Penurunan penjualan eceran tersebut disebabkan oleh penurunan penjualan kelompok Barang Lainnya, khususnya subkelompok Sandang serta kelompok Barang Budaya dan Rekreasi. Hal ini mengindikasikan bahwa ekonomi RI berada dalam tekanan akibat merebaknya wabah virus corona di tanah air.
Hingga kemarin, jumlah kasus corona di dalam negeri sudah mencapai 2.738. Jumlah pasien sembuh mencapai 204 orang dan meninggal mencapai 221 orang. Sisanya sebanyak 2.313 masih berada dalam perawatan.
Investor asing agaknya masih jaga jarak dari pasar saham tanah air. Tercermin dari aksi jual bersih yang dibukukan sejak awal tahun hingga kemarin mencapai Rp 11,8 triliun. Ada indikasi investor asing meragukan kemampuan Indonesia dalam menangani wabah corona.

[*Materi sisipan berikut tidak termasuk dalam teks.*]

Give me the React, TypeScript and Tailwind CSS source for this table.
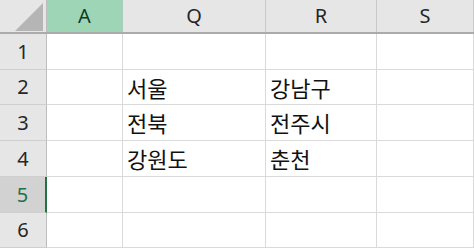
import React from "react";

const cols = [
  { key: "A", w: "w-[76px]" },
  { key: "Q", w: "w-[143px]" },
  { key: "R", w: "w-[111px]" },
  { key: "S", w: "w-[97px]" },
];

const rows: { n: number; h: string; cells: string[] }[] = [
  { n: 1, h: "h-[36px]", cells: ["", "", "", ""] },
  { n: 2, h: "h-[35px]", cells: ["", "서울", "강남구", ""] },
  { n: 3, h: "h-[36px]", cells: ["", "전북", "전주시", ""] },
  { n: 4, h: "h-[36px]", cells: ["", "강원도", "춘천", ""] },
  { n: 5, h: "h-[36px]", cells: ["", "", "", ""] },
  { n: 6, h: "h-[35px]", cells: ["", "", "", ""] },
];

export default function App() {
  return (
    <div
      className="w-[474px] h-[248px] overflow-hidden bg-white flex flex-col"
      style={{ fontFamily: '"Noto Sans", "Noto Sans CJK KR", sans-serif' }}
    >
      <div className="flex h-[34px] shrink-0 bg-[#e6e6e6] border-b-2 border-[#ababab]">
        <div className="w-[47px] shrink-0 relative border-r border-[#bdbdbd]">
          <svg className="absolute left-0 top-0" width="46" height="32" viewBox="0 0 46 32">
            <polygon points="15,31 43,31 43,3" fill="#b5b5b5" />
          </svg>
        </div>
        {cols.map((c, i) => (
          <div
            key={c.key}
            className={`${c.w} shrink-0 flex items-center justify-center text-[20px] border-r ${
              i === 0 ? "bg-[#9fd5b7] text-[#0b3d22] border-[#a8cdb8]" : "text-[#262626] border-[#c9c9c9]"
            }`}
          >
            {c.key}
          </div>
        ))}
      </div>
      {rows.map((r) => (
        <div key={r.n} className={`flex ${r.h} shrink-0`}>
          <div
            className={`w-[47px] shrink-0 flex items-center justify-center text-[20px] border-b border-[#cfcfcf] ${
              r.n === 5
                ? "bg-[#d2d2d2] text-[#217346] border-r-2 border-r-[#217346]"
                : "bg-[#e6e6e6] text-[#262626] border-r border-r-[#bdbdbd]"
            }`}
          >
            {r.n}
          </div>
          {cols.map((c, i) => (
            <div
              key={c.key}
              className={`${c.w} shrink-0 flex items-center pl-[4px] text-[22px] text-[#111111] border-r border-b border-[#dadada]`}
              style={{ fontFamily: '"Noto Sans CJK KR", sans-serif' }}
            >
              {r.cells[i]}
            </div>
          ))}
        </div>
      ))}
    </div>
  );
}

Sebagai gambaran. Indonesia merupakan negara dengan populasi penduduk yang besar (~270 juta jiwa), tetapi tes corona hanya dilakukan pada segelintir orang saja. Per 1 juta penduduk, RI hanya mengetes 36 orang saja.
Angka ini jauh berbeda dengan negara-negara lain yang melakukan tes corona secara masif dan agresif. Lihat saja Malaysia melakukan tes kepada 1.605 orang per 1 juta populasi.
Singapura melakukan tes 6.666 orang per 1 juta populasi. Korea Selatan bahkan nyaris 9.000 orang per 1 juta populasi. Faktor ini masih jadi sentimen negatif yang membuat bursa saham tanah air tertekan.